Exercise brief: Every line that holds "styles" should be shown.

Input records:
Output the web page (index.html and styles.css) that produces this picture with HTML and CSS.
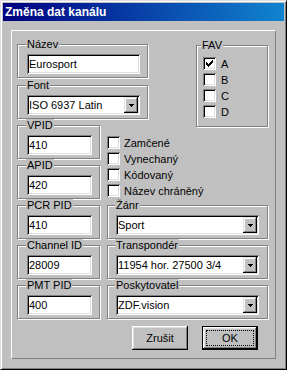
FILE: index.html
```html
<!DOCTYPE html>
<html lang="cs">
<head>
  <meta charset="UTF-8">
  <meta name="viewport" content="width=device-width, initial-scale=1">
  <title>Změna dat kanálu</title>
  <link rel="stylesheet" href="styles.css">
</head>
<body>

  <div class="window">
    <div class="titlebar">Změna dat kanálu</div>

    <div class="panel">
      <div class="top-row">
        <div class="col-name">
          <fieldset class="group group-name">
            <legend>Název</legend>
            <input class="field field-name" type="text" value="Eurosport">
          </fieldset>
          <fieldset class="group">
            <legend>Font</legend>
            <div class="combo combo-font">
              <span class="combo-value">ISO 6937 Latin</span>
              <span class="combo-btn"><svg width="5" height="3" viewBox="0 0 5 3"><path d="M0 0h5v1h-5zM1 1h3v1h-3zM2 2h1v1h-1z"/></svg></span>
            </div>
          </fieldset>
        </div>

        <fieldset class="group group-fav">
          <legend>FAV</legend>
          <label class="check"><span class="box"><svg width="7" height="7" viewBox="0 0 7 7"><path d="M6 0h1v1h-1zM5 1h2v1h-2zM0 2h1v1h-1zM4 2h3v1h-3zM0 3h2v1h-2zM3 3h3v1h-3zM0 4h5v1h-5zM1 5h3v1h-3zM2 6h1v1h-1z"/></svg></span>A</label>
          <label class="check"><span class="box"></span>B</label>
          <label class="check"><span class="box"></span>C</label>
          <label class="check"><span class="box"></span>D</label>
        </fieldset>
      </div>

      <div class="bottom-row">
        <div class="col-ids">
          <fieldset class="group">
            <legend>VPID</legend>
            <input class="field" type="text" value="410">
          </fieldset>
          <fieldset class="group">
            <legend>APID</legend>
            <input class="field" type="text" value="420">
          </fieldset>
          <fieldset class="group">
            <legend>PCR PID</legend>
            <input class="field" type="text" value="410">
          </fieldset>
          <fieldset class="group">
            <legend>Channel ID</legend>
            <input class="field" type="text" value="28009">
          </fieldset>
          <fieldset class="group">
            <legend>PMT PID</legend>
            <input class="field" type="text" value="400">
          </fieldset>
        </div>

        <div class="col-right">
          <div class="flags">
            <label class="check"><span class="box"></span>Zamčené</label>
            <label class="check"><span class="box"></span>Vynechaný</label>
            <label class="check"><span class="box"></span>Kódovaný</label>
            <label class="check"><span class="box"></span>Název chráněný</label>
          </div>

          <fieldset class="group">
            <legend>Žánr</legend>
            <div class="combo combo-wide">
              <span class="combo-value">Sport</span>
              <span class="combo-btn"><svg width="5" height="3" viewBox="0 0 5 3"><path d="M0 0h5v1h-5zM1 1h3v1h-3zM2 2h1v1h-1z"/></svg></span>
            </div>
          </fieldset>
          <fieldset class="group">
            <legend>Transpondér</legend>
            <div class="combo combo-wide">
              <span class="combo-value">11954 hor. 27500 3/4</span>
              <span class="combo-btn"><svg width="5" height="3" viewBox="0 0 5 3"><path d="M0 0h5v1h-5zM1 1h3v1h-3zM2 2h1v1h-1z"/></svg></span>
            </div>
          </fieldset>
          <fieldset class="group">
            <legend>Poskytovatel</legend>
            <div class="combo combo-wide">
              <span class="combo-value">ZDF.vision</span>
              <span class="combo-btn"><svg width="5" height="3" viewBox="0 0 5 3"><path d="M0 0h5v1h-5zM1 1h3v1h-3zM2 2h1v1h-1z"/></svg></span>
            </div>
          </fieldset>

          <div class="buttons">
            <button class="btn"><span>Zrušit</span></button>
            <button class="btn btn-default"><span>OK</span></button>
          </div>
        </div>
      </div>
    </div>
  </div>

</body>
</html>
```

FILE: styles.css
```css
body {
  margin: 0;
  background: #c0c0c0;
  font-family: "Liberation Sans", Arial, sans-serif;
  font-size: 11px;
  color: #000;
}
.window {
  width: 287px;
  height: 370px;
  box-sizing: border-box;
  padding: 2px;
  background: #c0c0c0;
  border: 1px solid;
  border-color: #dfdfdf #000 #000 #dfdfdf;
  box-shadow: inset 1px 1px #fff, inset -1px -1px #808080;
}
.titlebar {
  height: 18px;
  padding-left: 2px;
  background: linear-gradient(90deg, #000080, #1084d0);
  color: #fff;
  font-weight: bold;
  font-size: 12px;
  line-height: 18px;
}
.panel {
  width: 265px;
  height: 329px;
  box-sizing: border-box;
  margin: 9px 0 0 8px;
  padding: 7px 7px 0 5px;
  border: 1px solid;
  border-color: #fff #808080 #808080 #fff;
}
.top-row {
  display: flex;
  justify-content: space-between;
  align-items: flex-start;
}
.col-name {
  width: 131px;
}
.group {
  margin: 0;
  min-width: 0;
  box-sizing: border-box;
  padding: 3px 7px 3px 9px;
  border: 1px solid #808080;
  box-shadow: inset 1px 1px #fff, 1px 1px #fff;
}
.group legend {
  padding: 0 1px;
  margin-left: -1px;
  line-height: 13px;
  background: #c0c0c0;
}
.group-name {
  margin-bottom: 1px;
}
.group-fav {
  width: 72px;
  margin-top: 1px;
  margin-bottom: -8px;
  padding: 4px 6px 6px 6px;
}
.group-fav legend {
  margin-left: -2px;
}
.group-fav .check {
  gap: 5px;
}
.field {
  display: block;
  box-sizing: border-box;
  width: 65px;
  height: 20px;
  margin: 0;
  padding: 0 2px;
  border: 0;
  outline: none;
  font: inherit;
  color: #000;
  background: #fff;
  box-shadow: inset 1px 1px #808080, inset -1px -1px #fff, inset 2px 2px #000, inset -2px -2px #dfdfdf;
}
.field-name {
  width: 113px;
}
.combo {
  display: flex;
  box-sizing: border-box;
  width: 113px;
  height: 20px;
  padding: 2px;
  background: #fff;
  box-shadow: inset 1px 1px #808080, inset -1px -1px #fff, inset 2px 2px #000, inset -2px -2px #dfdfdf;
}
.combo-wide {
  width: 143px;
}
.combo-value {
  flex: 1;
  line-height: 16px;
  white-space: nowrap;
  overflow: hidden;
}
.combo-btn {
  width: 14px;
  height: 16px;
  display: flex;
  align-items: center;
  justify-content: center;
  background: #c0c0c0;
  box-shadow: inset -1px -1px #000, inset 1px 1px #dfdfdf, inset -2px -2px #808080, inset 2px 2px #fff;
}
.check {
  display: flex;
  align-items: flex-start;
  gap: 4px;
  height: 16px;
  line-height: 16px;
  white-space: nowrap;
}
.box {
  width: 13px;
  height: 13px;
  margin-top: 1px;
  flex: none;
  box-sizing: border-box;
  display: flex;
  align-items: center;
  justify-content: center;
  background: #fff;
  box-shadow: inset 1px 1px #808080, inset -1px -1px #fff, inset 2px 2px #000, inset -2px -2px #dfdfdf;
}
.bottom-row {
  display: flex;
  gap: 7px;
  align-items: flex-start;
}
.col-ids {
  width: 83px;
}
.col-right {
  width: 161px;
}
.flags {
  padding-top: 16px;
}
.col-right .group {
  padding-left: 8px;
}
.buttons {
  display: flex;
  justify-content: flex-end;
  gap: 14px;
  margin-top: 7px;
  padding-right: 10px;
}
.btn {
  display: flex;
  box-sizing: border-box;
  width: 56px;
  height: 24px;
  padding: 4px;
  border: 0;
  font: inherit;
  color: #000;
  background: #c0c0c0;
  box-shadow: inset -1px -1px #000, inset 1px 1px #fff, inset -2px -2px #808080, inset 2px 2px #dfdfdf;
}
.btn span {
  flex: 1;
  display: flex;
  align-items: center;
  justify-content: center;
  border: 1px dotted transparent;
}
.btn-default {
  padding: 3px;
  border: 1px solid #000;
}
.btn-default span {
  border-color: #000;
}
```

...

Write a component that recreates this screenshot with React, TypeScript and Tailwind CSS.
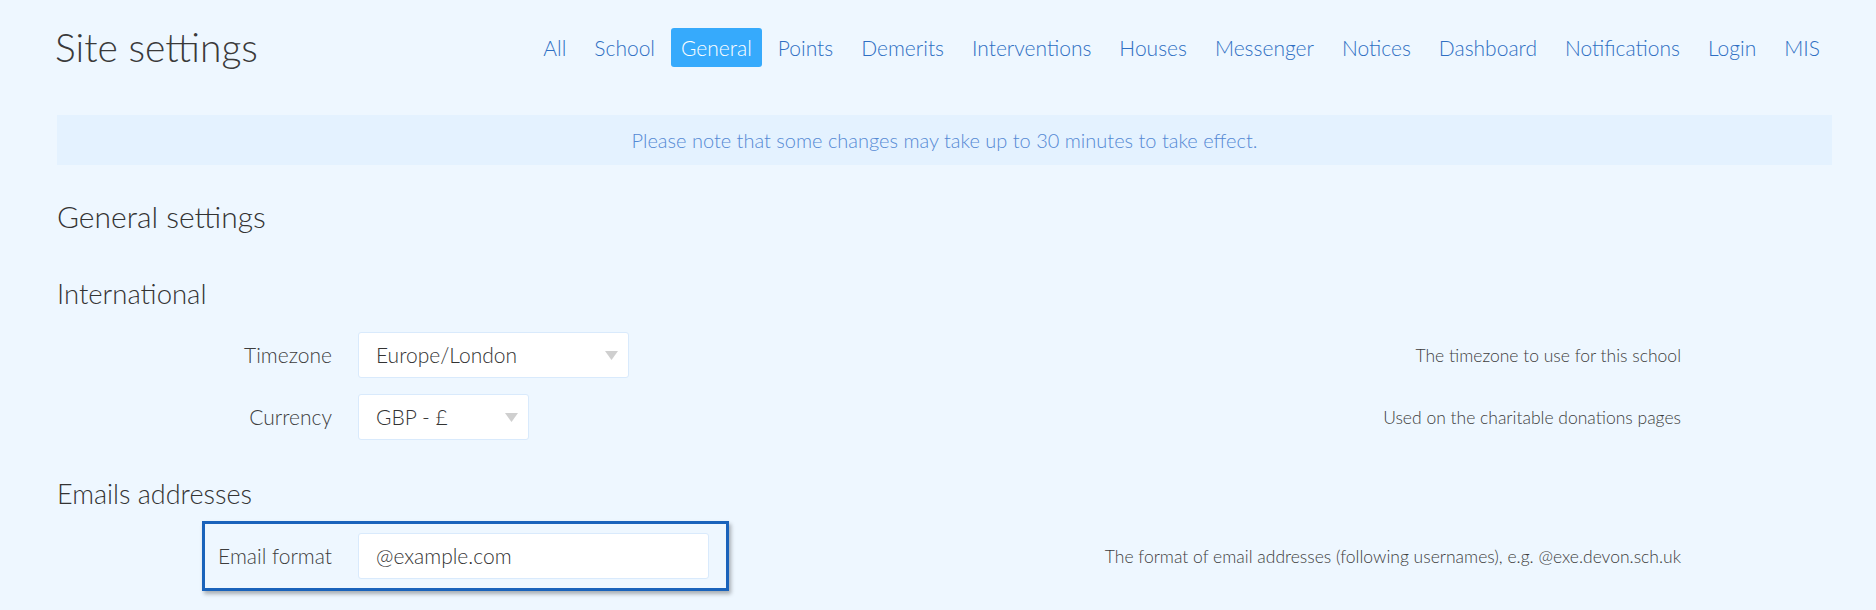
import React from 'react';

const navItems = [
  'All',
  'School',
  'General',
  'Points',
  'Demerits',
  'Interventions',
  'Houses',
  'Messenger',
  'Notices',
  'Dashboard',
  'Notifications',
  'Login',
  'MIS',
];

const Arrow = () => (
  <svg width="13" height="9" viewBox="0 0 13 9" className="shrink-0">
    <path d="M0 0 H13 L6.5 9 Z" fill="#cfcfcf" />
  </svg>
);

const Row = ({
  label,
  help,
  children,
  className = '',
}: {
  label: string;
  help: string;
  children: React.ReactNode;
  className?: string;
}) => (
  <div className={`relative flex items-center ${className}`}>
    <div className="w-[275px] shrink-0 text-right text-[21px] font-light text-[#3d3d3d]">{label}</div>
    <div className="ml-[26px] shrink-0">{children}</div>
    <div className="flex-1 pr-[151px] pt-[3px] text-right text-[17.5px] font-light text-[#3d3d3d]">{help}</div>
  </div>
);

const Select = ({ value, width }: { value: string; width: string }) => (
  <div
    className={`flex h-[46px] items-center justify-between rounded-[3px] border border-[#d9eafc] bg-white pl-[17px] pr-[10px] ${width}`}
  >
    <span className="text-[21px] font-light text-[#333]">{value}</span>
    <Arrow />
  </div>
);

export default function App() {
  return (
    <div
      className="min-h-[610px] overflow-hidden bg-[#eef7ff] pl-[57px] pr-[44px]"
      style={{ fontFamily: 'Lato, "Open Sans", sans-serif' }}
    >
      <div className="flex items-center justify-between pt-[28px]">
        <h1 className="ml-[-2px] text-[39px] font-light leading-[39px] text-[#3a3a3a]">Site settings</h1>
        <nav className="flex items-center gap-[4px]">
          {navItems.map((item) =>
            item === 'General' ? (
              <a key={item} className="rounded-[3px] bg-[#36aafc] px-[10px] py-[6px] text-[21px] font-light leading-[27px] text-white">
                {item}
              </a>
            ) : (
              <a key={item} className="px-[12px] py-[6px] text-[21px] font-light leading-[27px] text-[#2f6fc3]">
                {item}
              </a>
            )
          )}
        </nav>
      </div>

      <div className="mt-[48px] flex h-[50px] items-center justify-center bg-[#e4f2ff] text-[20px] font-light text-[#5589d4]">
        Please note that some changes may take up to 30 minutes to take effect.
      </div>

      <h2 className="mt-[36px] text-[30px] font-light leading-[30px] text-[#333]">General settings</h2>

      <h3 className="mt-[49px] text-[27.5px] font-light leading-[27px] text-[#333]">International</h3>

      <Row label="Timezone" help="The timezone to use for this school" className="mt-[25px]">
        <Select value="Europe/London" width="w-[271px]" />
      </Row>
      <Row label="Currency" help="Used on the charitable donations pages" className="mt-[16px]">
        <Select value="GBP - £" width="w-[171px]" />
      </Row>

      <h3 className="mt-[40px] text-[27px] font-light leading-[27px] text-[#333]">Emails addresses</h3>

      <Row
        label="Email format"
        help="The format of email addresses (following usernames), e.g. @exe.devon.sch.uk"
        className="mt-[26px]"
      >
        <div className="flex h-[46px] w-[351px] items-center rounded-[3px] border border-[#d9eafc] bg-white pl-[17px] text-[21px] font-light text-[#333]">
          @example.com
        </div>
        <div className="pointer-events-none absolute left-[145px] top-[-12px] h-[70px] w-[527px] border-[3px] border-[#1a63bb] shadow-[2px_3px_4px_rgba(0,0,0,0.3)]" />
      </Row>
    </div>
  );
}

---

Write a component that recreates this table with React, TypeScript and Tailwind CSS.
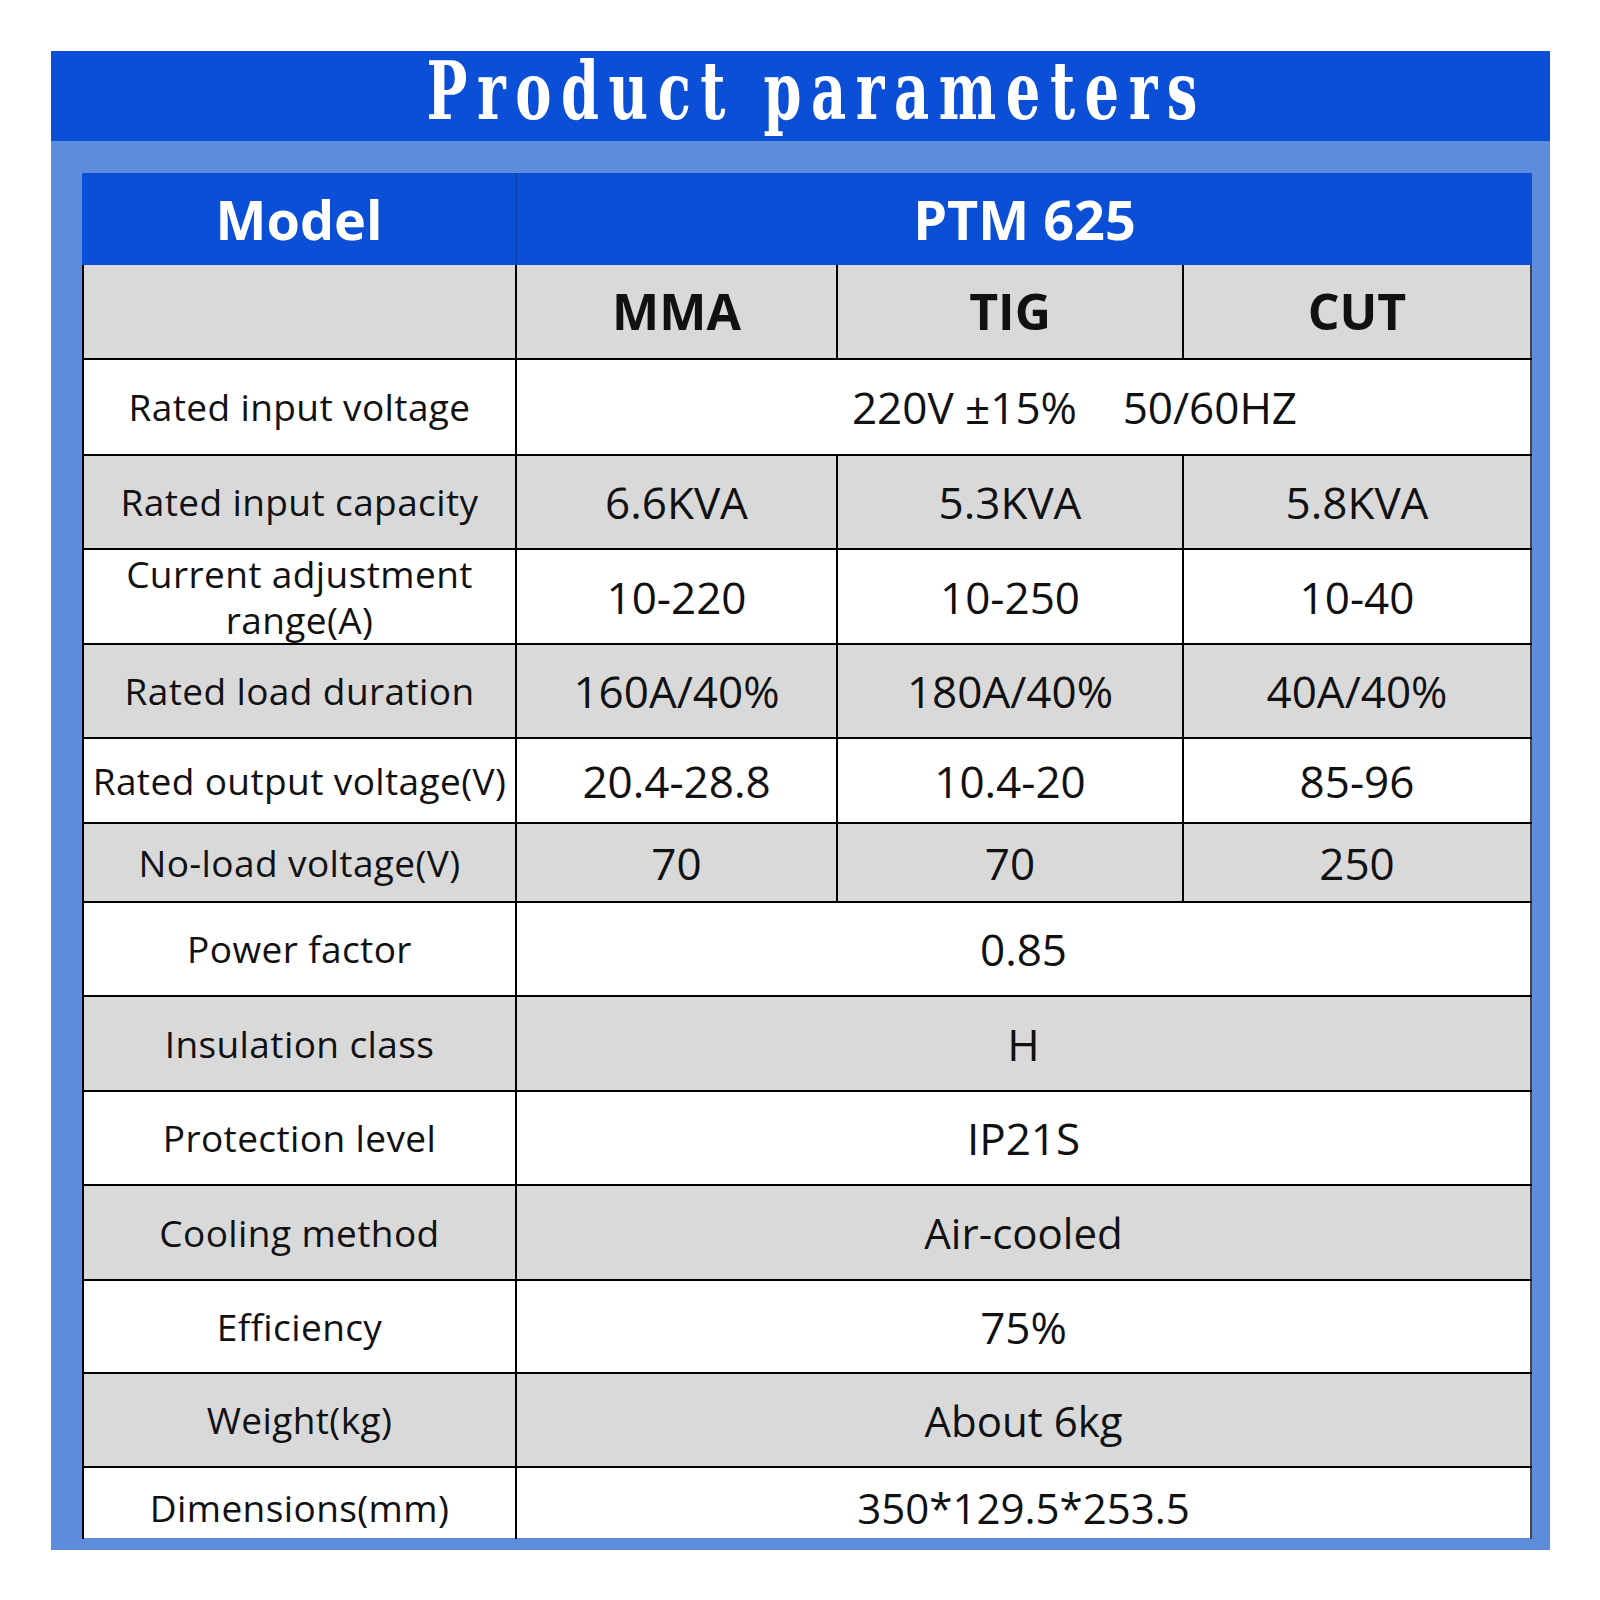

Result for this exercise:
Output the web page (index.html and styles.css) that produces this picture with HTML and CSS.
  <link rel="stylesheet" href="styles.css">
FILE: styles.css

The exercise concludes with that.